Humanist groups need to do more

Must read for Humanist groups

Why Humanist groups must be about more than just philosophy.

Humanists must build communities

There is a great essay – 10 ways to make sure the atheist movement is not just for the wealthy by Alex Gabriel. The tag on this article is Living without god should not be a luxury. (see: http://www.alternet.org/belief/10-ways-make-sure-atheist-movement-not-just-wealthy?page=0%2C4&paging=off&current_page=1#bookmark)

In it, he talks about how most atheist groups, have no clue what or why people might continue to particpate in religions they don’t believe in. They don’t understand the support that religious groups give to their congregants that goes well beyond “spiritual” health matters.

Groups give tangible help, with housing assistance, and clothing and transportation and more.  That is what it means to be part of a caring community. If you need help, that community will help.

Humanists and atheist groups are notoriously bad at this. We like to talk a good talk about how much better we are and how superior we are because we don’t believe. But when push comes to shove, we aren’t there for each other!  And that’s not ok.

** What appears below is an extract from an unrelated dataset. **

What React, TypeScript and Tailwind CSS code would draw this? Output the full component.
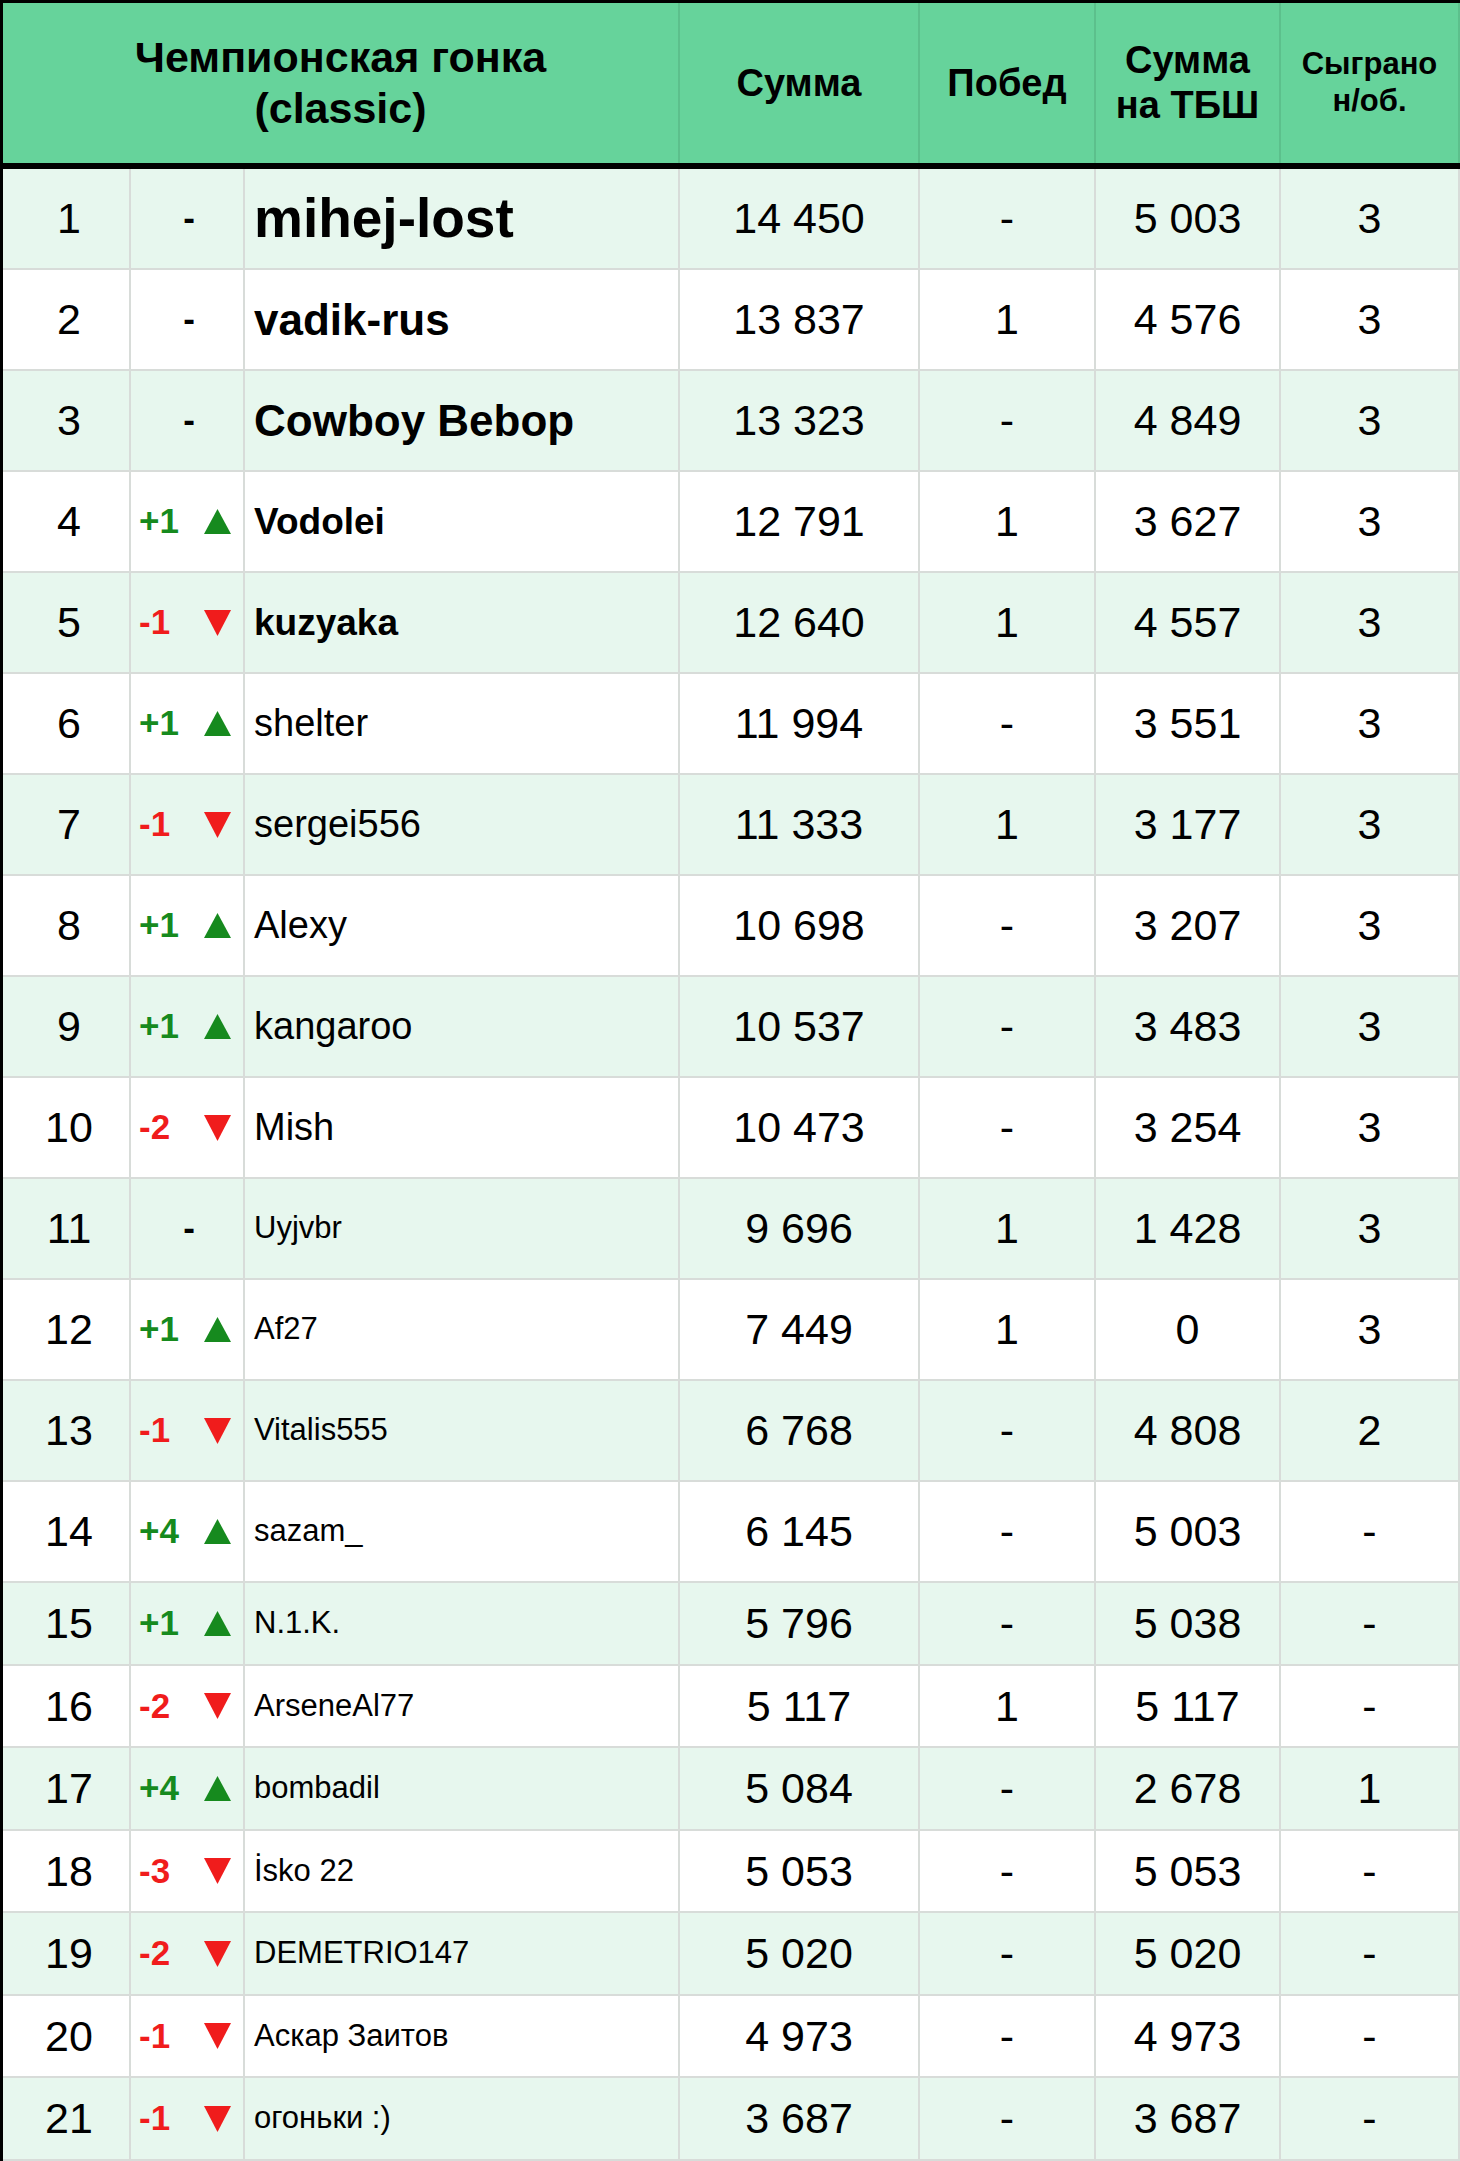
import React from "react";

type Row = {
    rank: number;
    change: number;
    name: string;
    sum: string;
    wins: string;
    tbsh: string;
    played: string;
};

const rows: Row[] = [
    { rank: 1, change: 0, name: "mihej-lost", sum: "14 450", wins: "-", tbsh: "5 003", played: "3" },
    { rank: 2, change: 0, name: "vadik-rus", sum: "13 837", wins: "1", tbsh: "4 576", played: "3" },
    { rank: 3, change: 0, name: "Cowboy Bebop", sum: "13 323", wins: "-", tbsh: "4 849", played: "3" },
    { rank: 4, change: 1, name: "Vodolei", sum: "12 791", wins: "1", tbsh: "3 627", played: "3" },
    { rank: 5, change: -1, name: "kuzyaka", sum: "12 640", wins: "1", tbsh: "4 557", played: "3" },
    { rank: 6, change: 1, name: "shelter", sum: "11 994", wins: "-", tbsh: "3 551", played: "3" },
    { rank: 7, change: -1, name: "sergei556", sum: "11 333", wins: "1", tbsh: "3 177", played: "3" },
    { rank: 8, change: 1, name: "Alexy", sum: "10 698", wins: "-", tbsh: "3 207", played: "3" },
    { rank: 9, change: 1, name: "kangaroo", sum: "10 537", wins: "-", tbsh: "3 483", played: "3" },
    { rank: 10, change: -2, name: "Mish", sum: "10 473", wins: "-", tbsh: "3 254", played: "3" },
    { rank: 11, change: 0, name: "Uyjvbr", sum: "9 696", wins: "1", tbsh: "1 428", played: "3" },
    { rank: 12, change: 1, name: "Af27", sum: "7 449", wins: "1", tbsh: "0", played: "3" },
    { rank: 13, change: -1, name: "Vitalis555", sum: "6 768", wins: "-", tbsh: "4 808", played: "2" },
    { rank: 14, change: 4, name: "sazam_", sum: "6 145", wins: "-", tbsh: "5 003", played: "-" },
    { rank: 15, change: 1, name: "N.1.K.", sum: "5 796", wins: "-", tbsh: "5 038", played: "-" },
    { rank: 16, change: -2, name: "ArseneAl77", sum: "5 117", wins: "1", tbsh: "5 117", played: "-" },
    { rank: 17, change: 4, name: "bombadil", sum: "5 084", wins: "-", tbsh: "2 678", played: "1" },
    { rank: 18, change: -3, name: "İsko 22", sum: "5 053", wins: "-", tbsh: "5 053", played: "-" },
    { rank: 19, change: -2, name: "DEMETRIO147", sum: "5 020", wins: "-", tbsh: "5 020", played: "-" },
    { rank: 20, change: -1, name: "Аскар Заитов", sum: "4 973", wins: "-", tbsh: "4 973", played: "-" },
    { rank: 21, change: -1, name: "огоньки :)", sum: "3 687", wins: "-", tbsh: "3 687", played: "-" },
];

// name sizes drop as you go down the table
const nameClass = (rank: number) => {
    if (rank === 1) return "text-[55px] font-bold";
    if (rank <= 3) return "text-[44px] font-bold";
    if (rank <= 5) return "text-[37px] font-bold";
    if (rank <= 10) return "text-[38px]";
    return "text-[31px]";
};

const rowHeight = (rank: number) => {
    if (rank <= 14) return "h-[101px]";
    return rank % 2 === 1 ? "h-[83px]" : "h-[82px]";
};

const Up = () => (
    <svg width="27" height="25" viewBox="0 0 27 25">
        <polygon points="13.5,0 27,25 0,25" fill="#168a1e" />
    </svg>
);

const Down = () => (
    <svg width="27" height="26" viewBox="0 0 27 26">
        <polygon points="0,0 27,0 13.5,26" fill="#f01c1c" />
    </svg>
);

const cols = "grid grid-cols-[128px_114px_435px_240px_176px_185px_179px]";
const cell = "border-r-2 border-[#d8dcd9] flex items-center";

export default function App() {
    return (
        <div className="w-[1460px] font-['Liberation_Sans',Arial,sans-serif] text-black border-l-[3px] border-t-[3px] border-black bg-white">
            <div className={`${cols} h-[160px] bg-[#66d39b] font-bold leading-[1.18]`}>
                <div className="col-span-3 border-r-2 border-[#5cc08c] flex items-center justify-center text-center text-[43px]">
                    Чемпионская гонка<br />(classic)
                </div>
                <div className="border-r-2 border-[#5cc08c] flex items-center justify-center text-[38px]">Сумма</div>
                <div className="border-r-2 border-[#5cc08c] flex items-center justify-center text-[38px]">Побед</div>
                <div className="border-r-2 border-[#5cc08c] flex items-center justify-center text-center text-[38px]">
                    Сумма<br />на ТБШ
                </div>
                <div className="border-r-2 border-[#5cc08c] flex items-center justify-center text-center text-[31px]">
                    Сыграно<br />н/об.
                </div>
            </div>
            <div className="h-[6px] bg-black" />

            {rows.map((r) => (
                <div
                    key={r.rank}
                    className={`${cols} ${rowHeight(r.rank)} border-b-2 border-[#d8dcd9] ${r.rank % 2 === 1 ? "bg-[#e7f7ee]" : "bg-white"}`}
                >
                    <div className={`${cell} justify-center pl-[6px] text-[43px]`}>{r.rank}</div>
                    <div className={`${cell} text-[35px] font-bold ${r.change === 0 ? "justify-center pl-[4px]" : "justify-between pl-[8px] pr-[12px]"}`}>
                        {r.change === 0 ? (
                            <span>-</span>
                        ) : r.change > 0 ? (
                            <>
                                <span className="text-[#168a1e]">+{r.change}</span>
                                <Up />
                            </>
                        ) : (
                            <>
                                <span className="text-[#f01c1c]">{r.change}</span>
                                <Down />
                            </>
                        )}
                    </div>
                    <div className={`${cell} pl-[9px] whitespace-nowrap ${nameClass(r.rank)}`}>{r.name}</div>
                    <div className={`${cell} justify-center text-[43px]`}>{r.sum}</div>
                    <div className={`${cell} justify-center text-[43px]`}>{r.wins}</div>
                    <div className={`${cell} justify-center text-[43px]`}>{r.tbsh}</div>
                    <div className={`${cell} justify-center text-[43px]`}>{r.played}</div>
                </div>
            ))}
        </div>
    );
}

It’s really easy to forget the real challenges that people who are poor face.  Being poor is expensive! http://www.theatlantic.com/business/archive/2014/01/it-is-expensive-to-be-poor/282979/

Don’t get me wrong, we are getting better. There are Humanist groups that do food drives and distribute food to the homeless and raise money for disaster victims. But how many have carpools that will give their unemployed members rides to their jobs?  How many will donate work clothing to a member who may need a new set of clothes to go job hunting in?  How many help with childcare for a single mom who is a member?   Not many because most of our groups don’t provide child care so they don’t have single moms as members because single moms can’t join because they don’t have someone to watch their child for them.

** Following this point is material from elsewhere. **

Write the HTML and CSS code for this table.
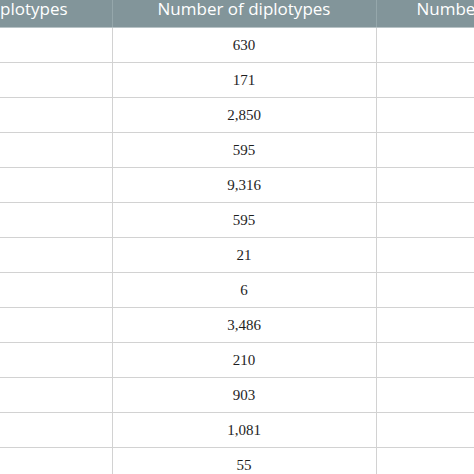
FILE: index.html
```html
<!DOCTYPE html>
<html>
<head>
<meta charset="utf-8">
<link rel="stylesheet" href="styles.css">
</head>
<body>
<table class="tbl">
  <colgroup>
    <col class="c1"><col class="c2"><col class="c3">
  </colgroup>
  <thead>
    <tr>
      <th class="h-left"><span>plotypes</span></th>
      <th class="h-mid"><span>Number of diplotypes</span></th>
      <th class="h-right"><span>Numbe</span></th>
    </tr>
  </thead>
  <tbody>
    <tr><td></td><td>630</td><td></td></tr>
    <tr><td></td><td>171</td><td></td></tr>
    <tr><td></td><td>2,850</td><td></td></tr>
    <tr><td></td><td>595</td><td></td></tr>
    <tr><td></td><td>9,316</td><td></td></tr>
    <tr><td></td><td>595</td><td></td></tr>
    <tr><td></td><td>21</td><td></td></tr>
    <tr><td></td><td>6</td><td></td></tr>
    <tr><td></td><td>3,486</td><td></td></tr>
    <tr><td></td><td>210</td><td></td></tr>
    <tr><td></td><td>903</td><td></td></tr>
    <tr><td></td><td>1,081</td><td></td></tr>
    <tr><td></td><td>55</td><td></td></tr>
  </tbody>
</table>
</body>
</html>
```
FILE: styles.css
```css
html, body {
  margin: 0;
  padding: 0;
  background: #ffffff;
  overflow: hidden;
}
.tbl {
  border-collapse: collapse;
  table-layout: fixed;
  width: 474px;
}
.c1 { width: 112px; }
.c2 { width: 264px; }
.c3 { width: 98px; }
.tbl th {
  background: #82959a;
  color: #ffffff;
  font-family: "Open Sans", "Noto Sans", sans-serif;
  font-weight: 400;
  font-size: 17px;
  height: 17px;
  padding: 0 0 10px 0;
  line-height: 17px;
  vertical-align: top;
  text-align: center;
  white-space: nowrap;
  border-left: 1px solid #95a7ab;
  border-bottom: 1px solid #b8c3c6;
}
.tbl th:first-child { border-left: none; }
.tbl th.h-left {
  text-align: right;
  padding-right: 46px;
}
.tbl th.h-right {
  text-align: left;
  padding-left: 40px;
}
.tbl td {
  height: 34px;
  padding: 0;
  text-align: center;
  font-family: "Liberation Serif", "Times New Roman", serif;
  font-size: 15px;
  color: #1e1e1e;
  border-bottom: 1px solid #d2d2d2;
  border-left: 1px solid #d2d2d2;
}
.tbl td:first-child { border-left: none; }
```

We need to do more and we need to integrate charity into the very framework of how and why we organize in the first place.  And it can’t just be what we imagine people need. We need to actually meet people who would like to participate and find out what would make it easier for them to participate and what kind of support they would appreciate.

We need to stop complaining that our groups lack diversity and start providing services that diverse groups with diverse economic backgrounds need.